Autre avancée majeure : un accord de défense aux retombées économiques potentielles pour Londres. Le Royaume-Uni pourrait accéder au futur programme européen de 150 milliards d’euros destiné à renforcer la base industrielle de défense de l’UE. Mais cette participation reste conditionnée à un accord complémentaire, ainsi qu’à une contribution financière britannique dont les contours restent à définir.
Les deux parties ont aussi acté une coopération sur les quotas d’émissions carbone, permettant aux entreprises britanniques d’éviter la taxe carbone européenne. Downing Street évoque un gain potentiel de 9 milliards de livres (environ 10,7 milliards d’euros) pour l’économie d’ici 2040.
Équilibre instable
Ce virage pro-européen n’est pas sans risques politiques pour Starmer. À mesure que les liens se resserrent avec Bruxelles, les brexiteurs grondent. Reform UK, héritier du Parti du Brexit, ne dispose que de quelques sièges au Parlement, mais enregistre des scores notables lors des élections locales. Nigel Farage avait même devancé Starmer dans les enquêtes de popularités en octobre dernier, avant un léger redressement de ce dernier.
C’est cette pression politique nationale qui empêche Keir Starmer d’appliquer son agenda comme il l’entend. Par exemple, un possible retour du Royaume-Uni dans le programme Erasmus était au programme. Le sujet fera l’objet de discussions ultérieures, alors que les frontières sont un sujet glissant à Londres.
Hors de question également de céder sur le marché commun et l’union douanière. On se contentera d’une normalisation des relations.

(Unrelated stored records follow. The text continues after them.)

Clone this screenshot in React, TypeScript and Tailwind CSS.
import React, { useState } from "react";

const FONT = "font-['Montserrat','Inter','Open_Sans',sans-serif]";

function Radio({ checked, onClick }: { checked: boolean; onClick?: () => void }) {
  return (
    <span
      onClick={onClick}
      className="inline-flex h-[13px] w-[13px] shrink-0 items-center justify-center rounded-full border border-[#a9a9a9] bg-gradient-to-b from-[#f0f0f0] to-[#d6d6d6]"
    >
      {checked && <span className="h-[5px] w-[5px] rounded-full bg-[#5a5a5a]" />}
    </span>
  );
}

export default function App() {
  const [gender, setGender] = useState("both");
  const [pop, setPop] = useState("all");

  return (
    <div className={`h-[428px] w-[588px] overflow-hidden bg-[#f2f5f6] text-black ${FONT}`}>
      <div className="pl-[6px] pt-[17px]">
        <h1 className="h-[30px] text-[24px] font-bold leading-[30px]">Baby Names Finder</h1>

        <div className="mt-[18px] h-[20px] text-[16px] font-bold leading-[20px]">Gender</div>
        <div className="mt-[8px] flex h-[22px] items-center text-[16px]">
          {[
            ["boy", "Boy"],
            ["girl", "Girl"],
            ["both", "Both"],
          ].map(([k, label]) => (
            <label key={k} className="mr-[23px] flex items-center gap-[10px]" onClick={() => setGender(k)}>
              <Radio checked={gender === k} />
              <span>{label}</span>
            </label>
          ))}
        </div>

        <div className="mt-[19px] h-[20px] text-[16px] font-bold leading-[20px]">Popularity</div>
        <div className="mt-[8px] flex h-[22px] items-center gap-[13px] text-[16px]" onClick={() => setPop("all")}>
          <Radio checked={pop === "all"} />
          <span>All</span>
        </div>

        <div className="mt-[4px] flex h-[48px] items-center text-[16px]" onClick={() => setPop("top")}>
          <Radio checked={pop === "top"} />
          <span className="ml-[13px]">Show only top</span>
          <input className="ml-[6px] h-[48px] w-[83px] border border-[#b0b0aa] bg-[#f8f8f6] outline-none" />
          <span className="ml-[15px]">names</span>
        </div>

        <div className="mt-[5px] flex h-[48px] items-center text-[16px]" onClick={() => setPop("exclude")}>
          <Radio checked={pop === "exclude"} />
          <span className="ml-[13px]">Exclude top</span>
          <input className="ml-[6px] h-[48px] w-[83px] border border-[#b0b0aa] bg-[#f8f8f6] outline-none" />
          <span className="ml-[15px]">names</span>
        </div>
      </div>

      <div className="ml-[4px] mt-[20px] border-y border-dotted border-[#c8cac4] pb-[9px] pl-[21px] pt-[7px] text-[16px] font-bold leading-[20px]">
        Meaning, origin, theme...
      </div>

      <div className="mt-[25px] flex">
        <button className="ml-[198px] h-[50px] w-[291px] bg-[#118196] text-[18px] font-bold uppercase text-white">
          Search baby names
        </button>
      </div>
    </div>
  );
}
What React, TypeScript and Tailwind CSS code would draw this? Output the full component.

Il doit aussi ménager le président américain Donald Trump, avec qui il rêve de conclure un grand traité bilatéral de libre-échange, et qui ne cache pas son inimitié avec l'Union européenne.
Des zones d’ombre
Tout n’a pas été réglé. Le nombre de visas pour les jeunes étrangers souhaitant étudier ou travailler au Royaume-Uni reste flou. Autre promesse en suspens : la reconnaissance des qualifications professionnelles britanniques dans l’UE, un enjeu clé pour les entreprises souhaitant opérer des missions de courte durée sur le continent. À ce stade, les discussions sont renvoyées à des “dialogues dédiés”.

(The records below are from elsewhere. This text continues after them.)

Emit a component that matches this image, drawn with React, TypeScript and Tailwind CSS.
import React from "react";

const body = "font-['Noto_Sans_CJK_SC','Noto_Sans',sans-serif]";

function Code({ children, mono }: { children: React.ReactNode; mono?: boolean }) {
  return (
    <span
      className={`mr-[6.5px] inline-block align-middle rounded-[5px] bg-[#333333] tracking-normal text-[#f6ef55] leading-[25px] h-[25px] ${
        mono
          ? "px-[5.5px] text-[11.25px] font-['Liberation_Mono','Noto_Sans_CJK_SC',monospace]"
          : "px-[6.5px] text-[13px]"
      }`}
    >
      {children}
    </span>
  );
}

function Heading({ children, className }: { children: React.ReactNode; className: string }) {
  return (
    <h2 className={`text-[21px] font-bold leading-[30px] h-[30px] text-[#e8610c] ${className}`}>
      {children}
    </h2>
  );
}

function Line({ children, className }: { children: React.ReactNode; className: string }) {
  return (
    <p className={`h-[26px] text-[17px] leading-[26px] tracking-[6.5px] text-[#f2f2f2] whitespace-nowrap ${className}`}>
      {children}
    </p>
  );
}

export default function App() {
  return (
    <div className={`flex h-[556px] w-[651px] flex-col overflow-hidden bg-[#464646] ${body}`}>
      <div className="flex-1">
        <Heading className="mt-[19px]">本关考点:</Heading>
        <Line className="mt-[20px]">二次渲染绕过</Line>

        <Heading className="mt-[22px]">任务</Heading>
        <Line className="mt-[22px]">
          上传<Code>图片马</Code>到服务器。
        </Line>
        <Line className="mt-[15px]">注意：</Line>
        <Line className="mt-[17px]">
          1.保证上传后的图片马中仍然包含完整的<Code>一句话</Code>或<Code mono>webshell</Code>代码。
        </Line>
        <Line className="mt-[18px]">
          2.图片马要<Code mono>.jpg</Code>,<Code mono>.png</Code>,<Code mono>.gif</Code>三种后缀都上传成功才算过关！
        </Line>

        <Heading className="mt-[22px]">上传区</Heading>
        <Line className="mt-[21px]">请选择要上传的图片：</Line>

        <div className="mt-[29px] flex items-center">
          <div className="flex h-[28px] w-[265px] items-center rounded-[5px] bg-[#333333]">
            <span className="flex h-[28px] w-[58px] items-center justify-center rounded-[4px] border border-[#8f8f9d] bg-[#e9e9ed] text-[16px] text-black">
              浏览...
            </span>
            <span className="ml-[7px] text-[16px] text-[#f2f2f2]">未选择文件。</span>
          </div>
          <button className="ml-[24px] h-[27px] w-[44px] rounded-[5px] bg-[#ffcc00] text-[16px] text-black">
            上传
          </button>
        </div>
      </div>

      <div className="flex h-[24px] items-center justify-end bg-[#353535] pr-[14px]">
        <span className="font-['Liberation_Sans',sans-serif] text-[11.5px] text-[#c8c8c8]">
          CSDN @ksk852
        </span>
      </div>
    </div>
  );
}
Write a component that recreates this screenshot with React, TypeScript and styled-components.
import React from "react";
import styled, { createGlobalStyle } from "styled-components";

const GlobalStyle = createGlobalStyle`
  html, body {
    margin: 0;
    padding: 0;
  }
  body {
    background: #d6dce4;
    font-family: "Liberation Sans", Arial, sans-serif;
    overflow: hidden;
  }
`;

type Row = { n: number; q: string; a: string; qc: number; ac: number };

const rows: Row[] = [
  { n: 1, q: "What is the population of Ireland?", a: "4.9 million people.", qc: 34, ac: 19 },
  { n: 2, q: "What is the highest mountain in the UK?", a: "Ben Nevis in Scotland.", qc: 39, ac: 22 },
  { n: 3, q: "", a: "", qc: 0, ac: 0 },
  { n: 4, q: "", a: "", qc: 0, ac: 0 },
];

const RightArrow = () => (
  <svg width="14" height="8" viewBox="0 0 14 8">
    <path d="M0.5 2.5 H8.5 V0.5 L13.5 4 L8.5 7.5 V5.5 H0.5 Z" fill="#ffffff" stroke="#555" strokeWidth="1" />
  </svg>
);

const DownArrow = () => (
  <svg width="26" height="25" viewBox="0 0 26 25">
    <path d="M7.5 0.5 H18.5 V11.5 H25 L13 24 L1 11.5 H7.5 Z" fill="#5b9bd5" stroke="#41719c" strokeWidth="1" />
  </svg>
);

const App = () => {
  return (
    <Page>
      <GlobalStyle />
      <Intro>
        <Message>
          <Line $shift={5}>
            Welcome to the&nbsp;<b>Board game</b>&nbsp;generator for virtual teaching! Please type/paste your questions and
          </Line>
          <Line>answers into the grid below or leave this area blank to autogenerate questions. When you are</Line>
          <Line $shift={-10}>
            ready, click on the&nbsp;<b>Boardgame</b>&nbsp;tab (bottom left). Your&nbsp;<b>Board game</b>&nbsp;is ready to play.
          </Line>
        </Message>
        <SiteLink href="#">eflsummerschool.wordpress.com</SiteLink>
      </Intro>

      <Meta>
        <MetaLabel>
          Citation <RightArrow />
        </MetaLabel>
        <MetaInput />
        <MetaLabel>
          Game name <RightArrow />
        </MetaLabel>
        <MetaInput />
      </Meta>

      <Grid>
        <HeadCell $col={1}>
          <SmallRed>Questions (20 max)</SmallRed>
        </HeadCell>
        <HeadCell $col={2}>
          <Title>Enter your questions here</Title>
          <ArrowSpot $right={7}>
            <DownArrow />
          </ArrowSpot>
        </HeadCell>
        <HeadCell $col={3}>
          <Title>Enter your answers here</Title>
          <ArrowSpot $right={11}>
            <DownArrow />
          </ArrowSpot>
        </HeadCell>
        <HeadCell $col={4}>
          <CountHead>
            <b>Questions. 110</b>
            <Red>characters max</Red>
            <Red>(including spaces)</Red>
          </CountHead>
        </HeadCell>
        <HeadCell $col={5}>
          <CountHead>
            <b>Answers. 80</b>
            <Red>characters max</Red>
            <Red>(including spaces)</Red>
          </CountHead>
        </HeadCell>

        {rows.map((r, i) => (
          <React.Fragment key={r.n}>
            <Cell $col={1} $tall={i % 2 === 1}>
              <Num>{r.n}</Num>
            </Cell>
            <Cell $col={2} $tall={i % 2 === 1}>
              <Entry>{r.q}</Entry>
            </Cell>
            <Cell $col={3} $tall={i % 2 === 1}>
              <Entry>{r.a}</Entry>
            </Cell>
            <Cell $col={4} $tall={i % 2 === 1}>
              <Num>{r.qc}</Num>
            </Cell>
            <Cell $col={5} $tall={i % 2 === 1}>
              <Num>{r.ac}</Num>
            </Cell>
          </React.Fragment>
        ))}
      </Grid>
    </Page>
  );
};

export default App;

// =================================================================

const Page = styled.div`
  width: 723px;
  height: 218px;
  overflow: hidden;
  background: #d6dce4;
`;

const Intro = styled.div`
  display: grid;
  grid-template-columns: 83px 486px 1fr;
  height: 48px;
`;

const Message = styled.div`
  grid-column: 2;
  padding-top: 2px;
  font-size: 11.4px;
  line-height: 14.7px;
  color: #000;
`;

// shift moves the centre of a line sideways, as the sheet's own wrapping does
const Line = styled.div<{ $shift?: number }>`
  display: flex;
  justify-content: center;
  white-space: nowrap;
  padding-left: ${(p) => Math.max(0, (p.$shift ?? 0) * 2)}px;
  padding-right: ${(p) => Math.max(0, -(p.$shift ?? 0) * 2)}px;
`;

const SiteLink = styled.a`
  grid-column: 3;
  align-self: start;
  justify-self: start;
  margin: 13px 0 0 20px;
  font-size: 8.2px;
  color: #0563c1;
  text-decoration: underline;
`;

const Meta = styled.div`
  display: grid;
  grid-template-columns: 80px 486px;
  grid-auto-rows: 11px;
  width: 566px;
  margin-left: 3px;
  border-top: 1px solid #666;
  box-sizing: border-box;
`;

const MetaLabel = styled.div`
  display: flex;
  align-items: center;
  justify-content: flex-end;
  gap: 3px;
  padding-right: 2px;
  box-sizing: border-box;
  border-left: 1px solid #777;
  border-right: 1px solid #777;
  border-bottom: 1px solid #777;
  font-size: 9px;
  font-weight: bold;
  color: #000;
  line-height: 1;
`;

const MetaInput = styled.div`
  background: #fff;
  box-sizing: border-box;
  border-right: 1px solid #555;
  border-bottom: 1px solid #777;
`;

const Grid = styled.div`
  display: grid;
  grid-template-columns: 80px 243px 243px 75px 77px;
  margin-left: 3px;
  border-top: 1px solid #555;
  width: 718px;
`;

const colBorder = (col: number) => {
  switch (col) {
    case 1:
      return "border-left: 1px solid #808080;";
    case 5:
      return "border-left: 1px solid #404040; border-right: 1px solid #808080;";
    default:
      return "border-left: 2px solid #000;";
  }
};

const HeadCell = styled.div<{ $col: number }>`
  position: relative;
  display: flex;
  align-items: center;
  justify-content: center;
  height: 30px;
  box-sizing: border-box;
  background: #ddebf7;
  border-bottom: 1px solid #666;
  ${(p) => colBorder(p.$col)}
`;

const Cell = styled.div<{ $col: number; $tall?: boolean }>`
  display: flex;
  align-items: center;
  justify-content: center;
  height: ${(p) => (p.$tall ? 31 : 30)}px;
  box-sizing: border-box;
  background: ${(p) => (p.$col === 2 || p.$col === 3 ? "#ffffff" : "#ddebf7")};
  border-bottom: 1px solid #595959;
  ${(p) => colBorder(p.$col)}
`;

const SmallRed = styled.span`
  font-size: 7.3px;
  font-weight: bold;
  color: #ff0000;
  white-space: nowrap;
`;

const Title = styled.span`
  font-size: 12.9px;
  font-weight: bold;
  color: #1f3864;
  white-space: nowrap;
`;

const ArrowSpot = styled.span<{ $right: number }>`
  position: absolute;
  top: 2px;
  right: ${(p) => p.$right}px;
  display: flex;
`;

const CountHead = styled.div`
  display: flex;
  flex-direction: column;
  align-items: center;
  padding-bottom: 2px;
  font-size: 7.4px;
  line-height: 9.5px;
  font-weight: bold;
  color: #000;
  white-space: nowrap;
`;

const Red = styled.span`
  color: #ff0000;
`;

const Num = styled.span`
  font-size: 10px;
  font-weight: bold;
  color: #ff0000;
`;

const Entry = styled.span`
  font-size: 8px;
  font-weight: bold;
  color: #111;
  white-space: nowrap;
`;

Plusieurs avantages promis par l’accord pourraient aussi nécessiter une “contribution financière” du Royaume-Uni, notamment pour alléger les contrôles sur les exportations alimentaires. Aucun chiffre n’a été communiqué à ce sujet.
Un pari risqué
Keir Starmer avance en terrain miné. Il veut relancer la compétitivité britannique tout en répondant à un électorat de plus en plus conservateur. Là où Reform UK joue la carte de la fierté nationale, Starmer cherche à conclure des accords commerciaux : après les États-Unis, le Royaume-Uni s’est rapproché de l’Inde, et des négociations ont été engagées avec six pays du Golfe, selon la chancelière Rachel Reeves. Il soigne ses relations avec les dirigeants internationaux, notamment Mark Carney qui avait déclaré il y a quelques semaines : “Nous sommes tous deux déterminés à renforcer les relations commerciales, sécuritaires et économiques entre le Canada et le Royaume-Uni”.
Mais les critiques pleuvent. Richard Tice, vice-président de Reform UK, accuse le gouvernement d’avoir “capitulé” devant Bruxelles. Même ton du côté conservateur : “Nous redevenons soumis aux règles de Bruxelles”, dénonce Kemi Badenoch, cheffe de l’opposition.
Entre ambitions économiques, pression des alliés et colère des brexiteurs, Keir Starmer marche sur un fil. Le réchauffement avec l’UE est amorcé, mais sa consolidation s’annonce délicate.